DIRECTIVE:
Pictures stay out of the copy; restate everything else in the material exactly.

EXCERPTED RECORDS:
★ ★ ★ ★ ★
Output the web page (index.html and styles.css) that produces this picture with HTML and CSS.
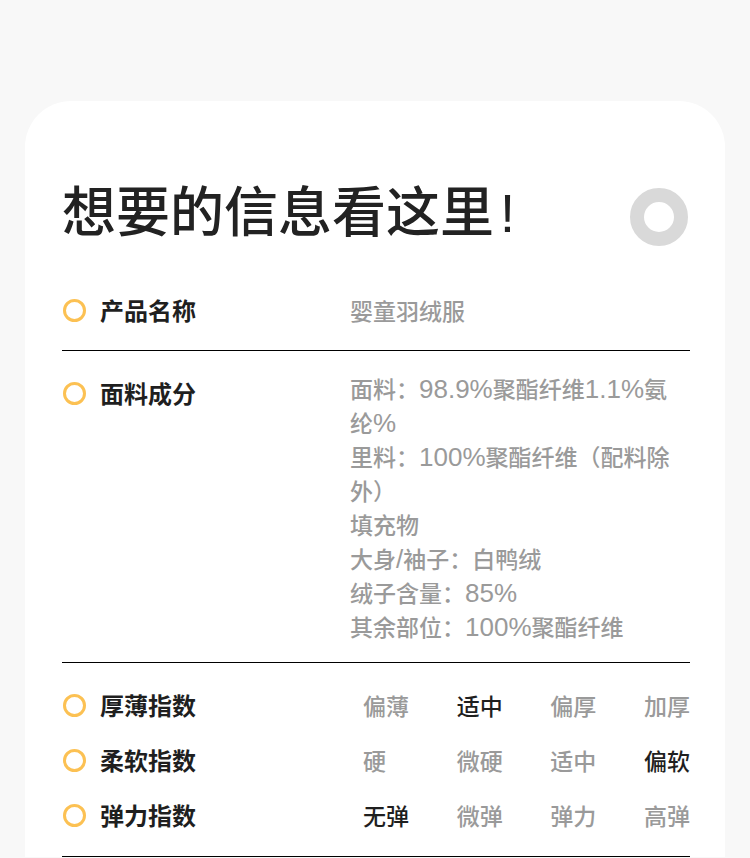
FILE: index.html
```html
<!DOCTYPE html>
<html lang="zh">
<head>
<meta charset="utf-8">
<title>信息</title>
<link rel="stylesheet" href="styles.css">
</head>
<body>
<div class="card">
  <div class="header">
    <h1 class="title"><span>想要的信息看这里</span><span class="excl">!</span></h1>
    <span class="deco-ring"></span>
  </div>

  <div class="row row-first">
    <div class="label"><span class="dot"></span><span class="label-text">产品名称</span></div>
    <div class="value">婴童羽绒服</div>
  </div>

  <div class="row row-multi">
    <div class="label label-offset"><span class="dot"></span><span class="label-text">面料成分</span></div>
    <div class="value">
      <p class="vline"><span>面料：</span><span class="num">98.9%</span><span>聚酯纤维</span><span class="num">1.1%</span><span>氨</span><span>纶</span><span class="num">%</span></p>
      <p class="vline"><span>里料：</span><span class="num">100%</span><span>聚酯纤维（配料除</span><span>外）</span></p>
      <p class="vline"><span>填充物</span></p>
      <p class="vline"><span>大身</span><span class="num">/</span><span>袖子：白鸭绒</span></p>
      <p class="vline"><span>绒子含量：</span><span class="num">85%</span></p>
      <p class="vline"><span>其余部位：</span><span class="num">100%</span><span>聚酯纤维</span></p>
    </div>
  </div>

  <div class="row row-index">
    <div class="index-line">
      <div class="label"><span class="dot"></span><span class="label-text">厚薄指数</span></div>
      <div class="options">
        <span class="opt">偏薄</span>
        <span class="opt opt-on">适中</span>
        <span class="opt">偏厚</span>
        <span class="opt">加厚</span>
      </div>
    </div>
    <div class="index-line">
      <div class="label"><span class="dot"></span><span class="label-text">柔软指数</span></div>
      <div class="options">
        <span class="opt">硬</span>
        <span class="opt">微硬</span>
        <span class="opt">适中</span>
        <span class="opt opt-on">偏软</span>
      </div>
    </div>
    <div class="index-line">
      <div class="label"><span class="dot"></span><span class="label-text">弹力指数</span></div>
      <div class="options">
        <span class="opt opt-on">无弹</span>
        <span class="opt">微弹</span>
        <span class="opt">弹力</span>
        <span class="opt">高弹</span>
      </div>
    </div>
  </div>
</div>
</body>
</html>
```

FILE: styles.css
```css
* { box-sizing: border-box; }
html, body {
  margin: 0;
  padding: 0;
  background: #f8f8f8;
  font-family: "Noto Sans CJK SC", "Noto Sans", sans-serif;
  color: #1f1f1f;
}
.card {
  margin: 101px 25px 0;
  background: #ffffff;
  border-radius: 46px 46px 0 0;
  padding: 81px 35px 0 37px;
}
.header {
  display: flex;
  justify-content: space-between;
  align-items: flex-start;
}
.title {
  margin: 0;
  font-size: 54px;
  line-height: 54px;
  font-weight: 500;
  color: #222222;
}
.excl {
  font-family: "Liberation Sans", sans-serif;
  font-weight: 400;
  padding-left: 6px;
}
.deco-ring {
  width: 58px;
  height: 58px;
  margin-top: 6px;
  margin-right: 2px;
  border: 14px solid #d9d9d9;
  border-radius: 50%;
}
.row {
  display: flex;
  border-bottom: 1px solid #000000;
}
.row-first {
  align-items: center;
  padding: 47px 0 23px;
}
.row-multi {
  align-items: flex-start;
  padding: 20px 0 19px;
}
.row-index {
  flex-direction: column;
  gap: 21px;
  padding: 25px 0 24px;
}
.label {
  width: 288px;
  flex: none;
  display: flex;
  align-items: center;
  height: 34px;
}
.label-offset { margin-top: 5px; }
.dot {
  width: 23px;
  height: 23px;
  border: 3.5px solid #fcc153;
  border-radius: 50%;
  margin-left: 1px;
  margin-right: 14px;
  flex: none;
}
.label-text {
  font-size: 24px;
  line-height: 34px;
  font-weight: 700;
  color: #1f1f1f;
}
.value {
  width: 330px;
  font-size: 23px;
  line-height: 34px;
  font-weight: 500;
  color: #9a9a9a;
}
.vline { margin: 0; }
.num {
  font-family: "Liberation Sans", sans-serif;
  font-size: 26px;
  line-height: 30px;
  font-weight: 400;
}
.index-line {
  display: flex;
  align-items: center;
}
.options {
  flex: 1;
  margin-left: 13px;
  display: flex;
  justify-content: space-between;
}
.opt {
  width: 46px;
  font-size: 23px;
  line-height: 34px;
  font-weight: 500;
  color: #9a9a9a;
  white-space: nowrap;
}
.opt-on { color: #1f1f1f; }
```
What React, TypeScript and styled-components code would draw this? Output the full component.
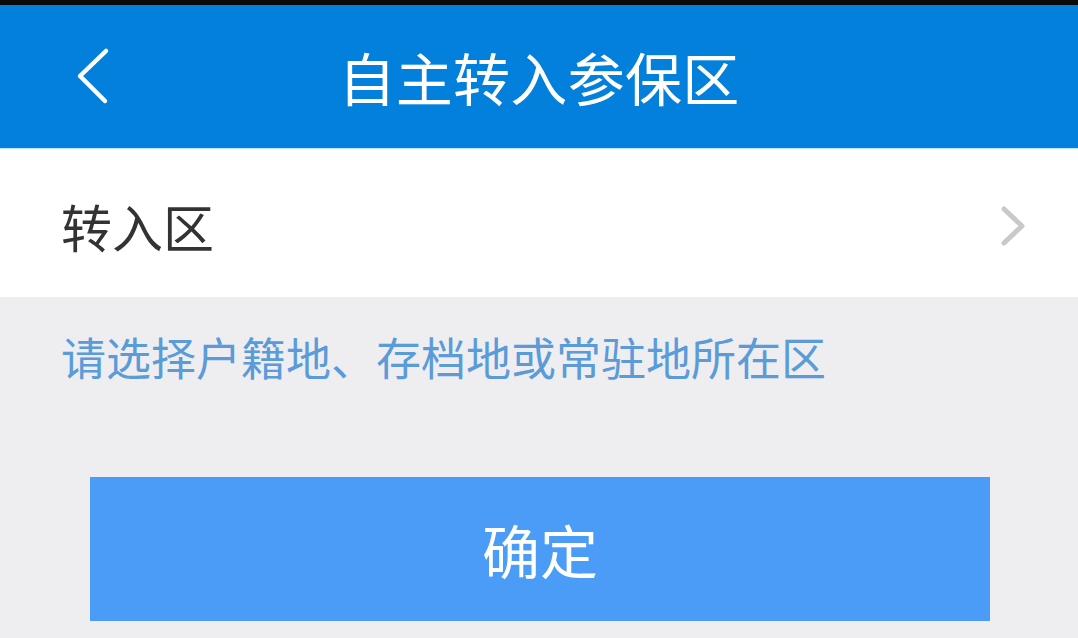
import React from "react";
import styled, { createGlobalStyle } from "styled-components";

const GlobalStyle = createGlobalStyle`
  html, body {
    margin: 0;
    padding: 0;
    background: #eeedf0;
  }
  body {
    font-family: "Noto Sans CJK SC", "Noto Sans", sans-serif;
  }
  * { box-sizing: border-box; }
`;

const Page = styled.div`
  width: 1078px;
  height: 638px;
  overflow: hidden;
  display: flex;
  flex-direction: column;
  background: #eeedf0;
`;

const StatusStrip = styled.div`
  height: 5px;
  background: #0a0a0a;
`;

const Header = styled.header`
  height: 144px;
  background: #0380dc;
  display: grid;
  grid-template-columns: 200px 1fr 200px;
  align-items: center;
  border-bottom: 1px solid #bfe6ff;
`;

const BackButton = styled.button`
  border: 0;
  background: none;
  padding: 0 0 0 74px;
  height: 60px;
  display: flex;
  align-items: center;
  cursor: pointer;
`;

const Title = styled.h1`
  margin: 0;
  text-align: center;
  color: #ffffff;
  font-size: 57px;
  font-weight: 400;
  line-height: 1;
  letter-spacing: 0.3px;
`;

const Row = styled.div`
  height: 148px;
  background: #ffffff;
  display: flex;
  align-items: center;
  justify-content: space-between;
  padding: 6px 50px 0 61px;
`;

const RowLabel = styled.span`
  font-size: 51px;
  color: #333333;
  line-height: 1;
`;

const Hint = styled.p`
  margin: 0;
  padding: 35px 0 0 61px;
  height: 180px;
  font-size: 45px;
  line-height: 50px;
  color: #5a9bd8;
`;

const ConfirmButton = styled.button`
  margin: 0 88px 0 90px;
  height: 144px;
  border: 0;
  background: #4a9cf6;
  color: #ffffff;
  font-family: "Noto Sans CJK SC", "Noto Sans", sans-serif;
  font-size: 58px;
  font-weight: 400;
  line-height: 1;
  display: flex;
  align-items: center;
  justify-content: center;
  padding: 0;
  cursor: pointer;
`;

const BackIcon = () => (
  <svg width="40" height="60" viewBox="0 0 40 60">
    <polyline
      points="32,4 6,29 31,54"
      fill="none"
      stroke="#ffffff"
      strokeWidth="4.5"
      strokeLinecap="round"
      strokeLinejoin="round"
    />
  </svg>
);

const ChevronRight = () => (
  <svg width="30" height="44" viewBox="0 0 30 44">
    <polyline
      points="6,5 24,22 6,39"
      fill="none"
      stroke="#c9c9c9"
      strokeWidth="5"
      strokeLinecap="round"
      strokeLinejoin="round"
    />
  </svg>
);

export default function App() {
  return (
    <Page>
      <GlobalStyle />
      <StatusStrip />
      <Header>
        <BackButton aria-label="返回">
          <BackIcon />
        </BackButton>
        <Title>自主转入参保区</Title>
        <div />
      </Header>
      <Row>
        <RowLabel>转入区</RowLabel>
        <ChevronRight />
      </Row>
      <Hint>请选择户籍地、存档地或常驻地所在区</Hint>
      <ConfirmButton>确定</ConfirmButton>
    </Page>
  );
}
★ ★ ★ ★ ★
RESPONSE TO THE EXERCISE:
Output the web page (index.html and styles.css) that produces this picture with HTML and CSS.
FILE: index.html
```html
<!DOCTYPE html>
<html lang="zh">
<head>
<meta charset="utf-8">
<title>信息</title>
<link rel="stylesheet" href="styles.css">
</head>
<body>
<div class="card">
  <div class="header">
    <h1 class="title"><span>想要的信息看这里</span><span class="excl">!</span></h1>
    <span class="deco-ring"></span>
  </div>

  <div class="row row-first">
    <div class="label"><span class="dot"></span><span class="label-text">产品名称</span></div>
    <div class="value">婴童羽绒服</div>
  </div>

  <div class="row row-multi">
    <div class="label label-offset"><span class="dot"></span><span class="label-text">面料成分</span></div>
    <div class="value">
      <p class="vline"><span>面料：</span><span class="num">98.9%</span><span>聚酯纤维</span><span class="num">1.1%</span><span>氨</span><span>纶</span><span class="num">%</span></p>
      <p class="vline"><span>里料：</span><span class="num">100%</span><span>聚酯纤维（配料除</span><span>外）</span></p>
      <p class="vline"><span>填充物</span></p>
      <p class="vline"><span>大身</span><span class="num">/</span><span>袖子：白鸭绒</span></p>
      <p class="vline"><span>绒子含量：</span><span class="num">85%</span></p>
      <p class="vline"><span>其余部位：</span><span class="num">100%</span><span>聚酯纤维</span></p>
    </div>
  </div>

  <div class="row row-index">
    <div class="index-line">
      <div class="label"><span class="dot"></span><span class="label-text">厚薄指数</span></div>
      <div class="options">
        <span class="opt">偏薄</span>
        <span class="opt opt-on">适中</span>
        <span class="opt">偏厚</span>
        <span class="opt">加厚</span>
      </div>
    </div>
    <div class="index-line">
      <div class="label"><span class="dot"></span><span class="label-text">柔软指数</span></div>
      <div class="options">
        <span class="opt">硬</span>
        <span class="opt">微硬</span>
        <span class="opt">适中</span>
        <span class="opt opt-on">偏软</span>
      </div>
    </div>
    <div class="index-line">
      <div class="label"><span class="dot"></span><span class="label-text">弹力指数</span></div>
      <div class="options">
        <span class="opt opt-on">无弹</span>
        <span class="opt">微弹</span>
        <span class="opt">弹力</span>
        <span class="opt">高弹</span>
      </div>
    </div>
  </div>
</div>
</body>
</html>
```

FILE: styles.css
```css
* { box-sizing: border-box; }
html, body {
  margin: 0;
  padding: 0;
  background: #f8f8f8;
  font-family: "Noto Sans CJK SC", "Noto Sans", sans-serif;
  color: #1f1f1f;
}
.card {
  margin: 101px 25px 0;
  background: #ffffff;
  border-radius: 46px 46px 0 0;
  padding: 81px 35px 0 37px;
}
.header {
  display: flex;
  justify-content: space-between;
  align-items: flex-start;
}
.title {
  margin: 0;
  font-size: 54px;
  line-height: 54px;
  font-weight: 500;
  color: #222222;
}
.excl {
  font-family: "Liberation Sans", sans-serif;
  font-weight: 400;
  padding-left: 6px;
}
.deco-ring {
  width: 58px;
  height: 58px;
  margin-top: 6px;
  margin-right: 2px;
  border: 14px solid #d9d9d9;
  border-radius: 50%;
}
.row {
  display: flex;
  border-bottom: 1px solid #000000;
}
.row-first {
  align-items: center;
  padding: 47px 0 23px;
}
.row-multi {
  align-items: flex-start;
  padding: 20px 0 19px;
}
.row-index {
  flex-direction: column;
  gap: 21px;
  padding: 25px 0 24px;
}
.label {
  width: 288px;
  flex: none;
  display: flex;
  align-items: center;
  height: 34px;
}
.label-offset { margin-top: 5px; }
.dot {
  width: 23px;
  height: 23px;
  border: 3.5px solid #fcc153;
  border-radius: 50%;
  margin-left: 1px;
  margin-right: 14px;
  flex: none;
}
.label-text {
  font-size: 24px;
  line-height: 34px;
  font-weight: 700;
  color: #1f1f1f;
}
.value {
  width: 330px;
  font-size: 23px;
  line-height: 34px;
  font-weight: 500;
  color: #9a9a9a;
}
.vline { margin: 0; }
.num {
  font-family: "Liberation Sans", sans-serif;
  font-size: 26px;
  line-height: 30px;
  font-weight: 400;
}
.index-line {
  display: flex;
  align-items: center;
}
.options {
  flex: 1;
  margin-left: 13px;
  display: flex;
  justify-content: space-between;
}
.opt {
  width: 46px;
  font-size: 23px;
  line-height: 34px;
  font-weight: 500;
  color: #9a9a9a;
  white-space: nowrap;
}
.opt-on { color: #1f1f1f; }
```
What React, TypeScript and styled-components code would draw this? Output the full component.
import React from "react";
import styled, { createGlobalStyle } from "styled-components";

const GlobalStyle = createGlobalStyle`
  html, body {
    margin: 0;
    padding: 0;
    background: #eeedf0;
  }
  body {
    font-family: "Noto Sans CJK SC", "Noto Sans", sans-serif;
  }
  * { box-sizing: border-box; }
`;

const Page = styled.div`
  width: 1078px;
  height: 638px;
  overflow: hidden;
  display: flex;
  flex-direction: column;
  background: #eeedf0;
`;

const StatusStrip = styled.div`
  height: 5px;
  background: #0a0a0a;
`;

const Header = styled.header`
  height: 144px;
  background: #0380dc;
  display: grid;
  grid-template-columns: 200px 1fr 200px;
  align-items: center;
  border-bottom: 1px solid #bfe6ff;
`;

const BackButton = styled.button`
  border: 0;
  background: none;
  padding: 0 0 0 74px;
  height: 60px;
  display: flex;
  align-items: center;
  cursor: pointer;
`;

const Title = styled.h1`
  margin: 0;
  text-align: center;
  color: #ffffff;
  font-size: 57px;
  font-weight: 400;
  line-height: 1;
  letter-spacing: 0.3px;
`;

const Row = styled.div`
  height: 148px;
  background: #ffffff;
  display: flex;
  align-items: center;
  justify-content: space-between;
  padding: 6px 50px 0 61px;
`;

const RowLabel = styled.span`
  font-size: 51px;
  color: #333333;
  line-height: 1;
`;

const Hint = styled.p`
  margin: 0;
  padding: 35px 0 0 61px;
  height: 180px;
  font-size: 45px;
  line-height: 50px;
  color: #5a9bd8;
`;

const ConfirmButton = styled.button`
  margin: 0 88px 0 90px;
  height: 144px;
  border: 0;
  background: #4a9cf6;
  color: #ffffff;
  font-family: "Noto Sans CJK SC", "Noto Sans", sans-serif;
  font-size: 58px;
  font-weight: 400;
  line-height: 1;
  display: flex;
  align-items: center;
  justify-content: center;
  padding: 0;
  cursor: pointer;
`;

const BackIcon = () => (
  <svg width="40" height="60" viewBox="0 0 40 60">
    <polyline
      points="32,4 6,29 31,54"
      fill="none"
      stroke="#ffffff"
      strokeWidth="4.5"
      strokeLinecap="round"
      strokeLinejoin="round"
    />
  </svg>
);

const ChevronRight = () => (
  <svg width="30" height="44" viewBox="0 0 30 44">
    <polyline
      points="6,5 24,22 6,39"
      fill="none"
      stroke="#c9c9c9"
      strokeWidth="5"
      strokeLinecap="round"
      strokeLinejoin="round"
    />
  </svg>
);

export default function App() {
  return (
    <Page>
      <GlobalStyle />
      <StatusStrip />
      <Header>
        <BackButton aria-label="返回">
          <BackIcon />
        </BackButton>
        <Title>自主转入参保区</Title>
        <div />
      </Header>
      <Row>
        <RowLabel>转入区</RowLabel>
        <ChevronRight />
      </Row>
      <Hint>请选择户籍地、存档地或常驻地所在区</Hint>
      <ConfirmButton>确定</ConfirmButton>
    </Page>
  );
}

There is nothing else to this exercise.